*Stated task*.
Pictures within the data are to be left out; everything else must be reproduced exactly.

*Raw data*.
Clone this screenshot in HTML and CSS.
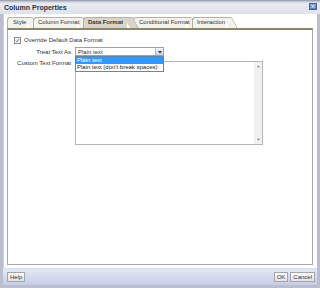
FILE: index.html
```html
<!DOCTYPE html>
<html>
<head>
<meta charset="utf-8">
<link rel="stylesheet" href="styles.css">
</head>
<body>
<div class="dialog">
  <div class="titlebar">
    <span class="title">Column Properties</span>
    <span class="close"><svg width="7" height="7" viewBox="0 0 7 7"><path d="M1.5 1.5 L5.5 5.5 M5.5 1.5 L1.5 5.5" stroke="#fff" stroke-width="1.2"/></svg></span>
  </div>
  <div class="content">
    <div class="tabs">
      <div class="tab t1">Style</div>
      <div class="tab t2">Column Format</div>
      <div class="tab t3 active">Data Format</div>
      <div class="tab t4">Conditional Format</div>
      <div class="tab t5">Interaction</div>
    </div>
    <div class="panel">
      <div class="check-row">
        <span class="checkbox"><svg width="7" height="7" viewBox="0 0 7 7"><path d="M1.3 3.6 L2.8 5.2 L5.8 1.6" stroke="#333" stroke-width="1" fill="none"/></svg></span>
        <span>Override Default Data Format</span>
      </div>
      <div class="form">
        <div class="row r1">
          <span class="label">Treat Text As</span>
          <div class="select-wrap">
            <div class="select">
              <span class="sel-text">Plain text</span>
              <span class="arrow"><svg width="6" height="6" viewBox="0 0 6 6"><path d="M1 2 L5 2 L3 4.5 Z" fill="#333"/></svg></span>
            </div>
            <div class="dropdown">
              <div class="opt hl">Plain text</div>
              <div class="opt">Plain text (don't break spaces)</div>
            </div>
          </div>
        </div>
        <div class="row r2">
          <span class="label">Custom Text Format</span>
          <div class="textarea">
            <div class="scroll">
              <svg width="5" height="5" viewBox="0 0 5 5"><path d="M1 3.2 L4 3.2 L2.5 1.4 Z" fill="#777"/></svg>
              <svg width="5" height="5" viewBox="0 0 5 5"><path d="M1 1.8 L4 1.8 L2.5 3.6 Z" fill="#777"/></svg>
            </div>
          </div>
        </div>
      </div>
    </div>
  </div>
  <div class="footer">
    <span class="btn">Help</span>
    <span class="spacer"></span>
    <span class="btn">OK</span>
    <span class="btn">Cancel</span>
  </div>
</div>
</body>
</html>
```
FILE: styles.css
```css
* { box-sizing: border-box; }
body {
  margin: 0;
  width: 320px;
  height: 288px;
  background: #a9afbf;
  font-family: "Liberation Sans", Arial, sans-serif;
  font-size: 6px;
  color: #333;
  overflow: hidden;
}
.dialog {
  width: 320px;
  height: 288px;
  display: flex;
  flex-direction: column;
  background: #b9bfce;
  padding: 0 3px 3px 3px;
}
.titlebar {
  height: 14px;
  margin: 0 -3px;
  padding: 0 3px 0 4px;
  display: flex;
  align-items: center;
  justify-content: space-between;
  background: linear-gradient(#c3c8d6 0, #c3c8d6 1px, #e9ebf0 2px, #dfe2ea 100%);
  border-top: 1px solid #9ca3b6;
}
.title {
  font-weight: bold;
  font-size: 7px;
  color: #2a3246;
}
.close {
  width: 8px;
  height: 7px;
  background: linear-gradient(#8fa8d6, #5877b4);
  border: 1px solid #4a64a0;
  display: flex;
  align-items: center;
  justify-content: center;
  margin-top: -2px;
}
.close svg { width: 6px; height: 5px; }
.content {
  flex: 1;
  background: #fff;
  display: flex;
  flex-direction: column;
  padding: 2px 4px 3px 3px;
  border-left: 1px solid #c9cdd8;
}
.tabs {
  display: flex;
  height: 12px;
  align-items: flex-end;
  padding-left: 0;
}
.tab {
  position: relative;
  flex: none;
  height: 11px;
  line-height: 11px;
  padding: 0 0 0 6px;
  color: #333;
  z-index: 1;
  margin-right: 6px;
  white-space: nowrap;
}
.tab::before {
  content: "";
  position: absolute;
  left: 0; top: 0; bottom: 0; right: 0;
  background: #f3f2ed;
  border-left: 1px solid #b5b1a4;
  border-top: 1px solid #b5b1a4;
  border-top-left-radius: 3px;
  z-index: -1;
}
.tab::after {
  content: "";
  position: absolute;
  top: 0; bottom: 0; right: -6px;
  width: 8px;
  background: #f3f2ed;
  border-top: 1px solid #b5b1a4;
  border-right: 1px solid #b5b1a4;
  border-top-right-radius: 2px;
  transform: skewX(28deg);
  transform-origin: top left;
  z-index: -1;
}
.tab.active { font-weight: bold; z-index: 2; }
.tab.active::before, .tab.active::after { background: #d8d5ca; }
.t1 { width: 20px; }
.t2 { width: 44px; padding-left: 5px; }
.t3 { width: 44px; padding-left: 5px; }
.t4 { width: 53px; }
.t5 { width: 34px; padding-left: 5px; }
.panel {
  flex: 1;
  border: 1px solid #a8a8a8;
  border-top: 2px solid #8e866c;
  padding: 6px 0 0 6px;
  display: flex;
  flex-direction: column;
}
.check-row {
  display: flex;
  align-items: center;
  gap: 3px;
  height: 8px;
}
.checkbox {
  width: 7px;
  height: 7px;
  border: 1px solid #8d8d8d;
  background: #f4f4f4;
  display: flex;
}
.checkbox svg { width: 5px; height: 5px; }
.form {
  display: flex;
  flex-direction: column;
  margin-top: 3px;
}
.row {
  display: flex;
}
.label {
  width: 61px;
  text-align: right;
  padding-right: 4px;
  flex: none;
}
.r1 { height: 9px; align-items: center; z-index: 5; }
.select-wrap {
  position: relative;
  width: 89px;
}
.select {
  height: 9px;
  border: 1px solid #a0a0a0;
  display: flex;
  align-items: center;
  justify-content: space-between;
  padding-left: 2px;
  background: #fff;
}
.arrow {
  width: 8px;
  height: 7px;
  background: linear-gradient(#f4f6fa, #c8d2e4);
  border-left: 1px solid #b0b8c8;
  display: flex;
  align-items: center;
  justify-content: center;
}
.dropdown {
  position: absolute;
  top: 9px;
  left: 0;
  width: 89px;
  background: #fff;
  border: 1px solid #7f7f7f;
  z-index: 10;
}
.opt {
  height: 7px;
  line-height: 7px;
  padding-left: 1px;
  color: #222;
}
.opt.hl { background: #3399ff; color: #fff; }
.r2 { margin-top: 0; align-items: flex-start; }
.r2 .label { margin-top: 4px; }
.textarea {
  margin-top: 5px;
  width: 188px;
  height: 84px;
  border: 1px solid #b5b5b5;
  display: flex;
  justify-content: flex-end;
}
.scroll {
  width: 8px;
  height: 100%;
  background: #f0f0f0;
  display: flex;
  flex-direction: column;
  justify-content: space-between;
  align-items: center;
  padding: 2px 0;
}
.footer {
  height: 17px;
  margin-top: 0;
  background: linear-gradient(#e4e8f4, #c5cce6);
  display: flex;
  align-items: center;
  padding: 0 2px 0 4px;
  gap: 2px;
  border-top: 1px solid #d8dcea;
}
.spacer { flex: 1; }
.btn {
  height: 10px;
  line-height: 8px;
  padding: 0 2px;
  border: 1px solid #a5a5a5;
  background: linear-gradient(#fbfbfb, #e3e3e3);
  color: #333;
  text-align: center;
}
.footer .btn:first-child { width: 18px; }
```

*The output*.
Clone this screenshot in HTML and CSS.
FILE: index.html
```html
<!DOCTYPE html>
<html>
<head>
<meta charset="utf-8">
<link rel="stylesheet" href="styles.css">
</head>
<body>
<div class="dialog">
  <div class="titlebar">
    <span class="title">Column Properties</span>
    <span class="close"><svg width="7" height="7" viewBox="0 0 7 7"><path d="M1.5 1.5 L5.5 5.5 M5.5 1.5 L1.5 5.5" stroke="#fff" stroke-width="1.2"/></svg></span>
  </div>
  <div class="content">
    <div class="tabs">
      <div class="tab t1">Style</div>
      <div class="tab t2">Column Format</div>
      <div class="tab t3 active">Data Format</div>
      <div class="tab t4">Conditional Format</div>
      <div class="tab t5">Interaction</div>
    </div>
    <div class="panel">
      <div class="check-row">
        <span class="checkbox"><svg width="7" height="7" viewBox="0 0 7 7"><path d="M1.3 3.6 L2.8 5.2 L5.8 1.6" stroke="#333" stroke-width="1" fill="none"/></svg></span>
        <span>Override Default Data Format</span>
      </div>
      <div class="form">
        <div class="row r1">
          <span class="label">Treat Text As</span>
          <div class="select-wrap">
            <div class="select">
              <span class="sel-text">Plain text</span>
              <span class="arrow"><svg width="6" height="6" viewBox="0 0 6 6"><path d="M1 2 L5 2 L3 4.5 Z" fill="#333"/></svg></span>
            </div>
            <div class="dropdown">
              <div class="opt hl">Plain text</div>
              <div class="opt">Plain text (don't break spaces)</div>
            </div>
          </div>
        </div>
        <div class="row r2">
          <span class="label">Custom Text Format</span>
          <div class="textarea">
            <div class="scroll">
              <svg width="5" height="5" viewBox="0 0 5 5"><path d="M1 3.2 L4 3.2 L2.5 1.4 Z" fill="#777"/></svg>
              <svg width="5" height="5" viewBox="0 0 5 5"><path d="M1 1.8 L4 1.8 L2.5 3.6 Z" fill="#777"/></svg>
            </div>
          </div>
        </div>
      </div>
    </div>
  </div>
  <div class="footer">
    <span class="btn">Help</span>
    <span class="spacer"></span>
    <span class="btn">OK</span>
    <span class="btn">Cancel</span>
  </div>
</div>
</body>
</html>
```
FILE: styles.css
```css
* { box-sizing: border-box; }
body {
  margin: 0;
  width: 320px;
  height: 288px;
  background: #a9afbf;
  font-family: "Liberation Sans", Arial, sans-serif;
  font-size: 6px;
  color: #333;
  overflow: hidden;
}
.dialog {
  width: 320px;
  height: 288px;
  display: flex;
  flex-direction: column;
  background: #b9bfce;
  padding: 0 3px 3px 3px;
}
.titlebar {
  height: 14px;
  margin: 0 -3px;
  padding: 0 3px 0 4px;
  display: flex;
  align-items: center;
  justify-content: space-between;
  background: linear-gradient(#c3c8d6 0, #c3c8d6 1px, #e9ebf0 2px, #dfe2ea 100%);
  border-top: 1px solid #9ca3b6;
}
.title {
  font-weight: bold;
  font-size: 7px;
  color: #2a3246;
}
.close {
  width: 8px;
  height: 7px;
  background: linear-gradient(#8fa8d6, #5877b4);
  border: 1px solid #4a64a0;
  display: flex;
  align-items: center;
  justify-content: center;
  margin-top: -2px;
}
.close svg { width: 6px; height: 5px; }
.content {
  flex: 1;
  background: #fff;
  display: flex;
  flex-direction: column;
  padding: 2px 4px 3px 3px;
  border-left: 1px solid #c9cdd8;
}
.tabs {
  display: flex;
  height: 12px;
  align-items: flex-end;
  padding-left: 0;
}
.tab {
  position: relative;
  flex: none;
  height: 11px;
  line-height: 11px;
  padding: 0 0 0 6px;
  color: #333;
  z-index: 1;
  margin-right: 6px;
  white-space: nowrap;
}
.tab::before {
  content: "";
  position: absolute;
  left: 0; top: 0; bottom: 0; right: 0;
  background: #f3f2ed;
  border-left: 1px solid #b5b1a4;
  border-top: 1px solid #b5b1a4;
  border-top-left-radius: 3px;
  z-index: -1;
}
.tab::after {
  content: "";
  position: absolute;
  top: 0; bottom: 0; right: -6px;
  width: 8px;
  background: #f3f2ed;
  border-top: 1px solid #b5b1a4;
  border-right: 1px solid #b5b1a4;
  border-top-right-radius: 2px;
  transform: skewX(28deg);
  transform-origin: top left;
  z-index: -1;
}
.tab.active { font-weight: bold; z-index: 2; }
.tab.active::before, .tab.active::after { background: #d8d5ca; }
.t1 { width: 20px; }
.t2 { width: 44px; padding-left: 5px; }
.t3 { width: 44px; padding-left: 5px; }
.t4 { width: 53px; }
.t5 { width: 34px; padding-left: 5px; }
.panel {
  flex: 1;
  border: 1px solid #a8a8a8;
  border-top: 2px solid #8e866c;
  padding: 6px 0 0 6px;
  display: flex;
  flex-direction: column;
}
.check-row {
  display: flex;
  align-items: center;
  gap: 3px;
  height: 8px;
}
.checkbox {
  width: 7px;
  height: 7px;
  border: 1px solid #8d8d8d;
  background: #f4f4f4;
  display: flex;
}
.checkbox svg { width: 5px; height: 5px; }
.form {
  display: flex;
  flex-direction: column;
  margin-top: 3px;
}
.row {
  display: flex;
}
.label {
  width: 61px;
  text-align: right;
  padding-right: 4px;
  flex: none;
}
.r1 { height: 9px; align-items: center; z-index: 5; }
.select-wrap {
  position: relative;
  width: 89px;
}
.select {
  height: 9px;
  border: 1px solid #a0a0a0;
  display: flex;
  align-items: center;
  justify-content: space-between;
  padding-left: 2px;
  background: #fff;
}
.arrow {
  width: 8px;
  height: 7px;
  background: linear-gradient(#f4f6fa, #c8d2e4);
  border-left: 1px solid #b0b8c8;
  display: flex;
  align-items: center;
  justify-content: center;
}
.dropdown {
  position: absolute;
  top: 9px;
  left: 0;
  width: 89px;
  background: #fff;
  border: 1px solid #7f7f7f;
  z-index: 10;
}
.opt {
  height: 7px;
  line-height: 7px;
  padding-left: 1px;
  color: #222;
}
.opt.hl { background: #3399ff; color: #fff; }
.r2 { margin-top: 0; align-items: flex-start; }
.r2 .label { margin-top: 4px; }
.textarea {
  margin-top: 5px;
  width: 188px;
  height: 84px;
  border: 1px solid #b5b5b5;
  display: flex;
  justify-content: flex-end;
}
.scroll {
  width: 8px;
  height: 100%;
  background: #f0f0f0;
  display: flex;
  flex-direction: column;
  justify-content: space-between;
  align-items: center;
  padding: 2px 0;
}
.footer {
  height: 17px;
  margin-top: 0;
  background: linear-gradient(#e4e8f4, #c5cce6);
  display: flex;
  align-items: center;
  padding: 0 2px 0 4px;
  gap: 2px;
  border-top: 1px solid #d8dcea;
}
.spacer { flex: 1; }
.btn {
  height: 10px;
  line-height: 8px;
  padding: 0 2px;
  border: 1px solid #a5a5a5;
  background: linear-gradient(#fbfbfb, #e3e3e3);
  color: #333;
  text-align: center;
}
.footer .btn:first-child { width: 18px; }
```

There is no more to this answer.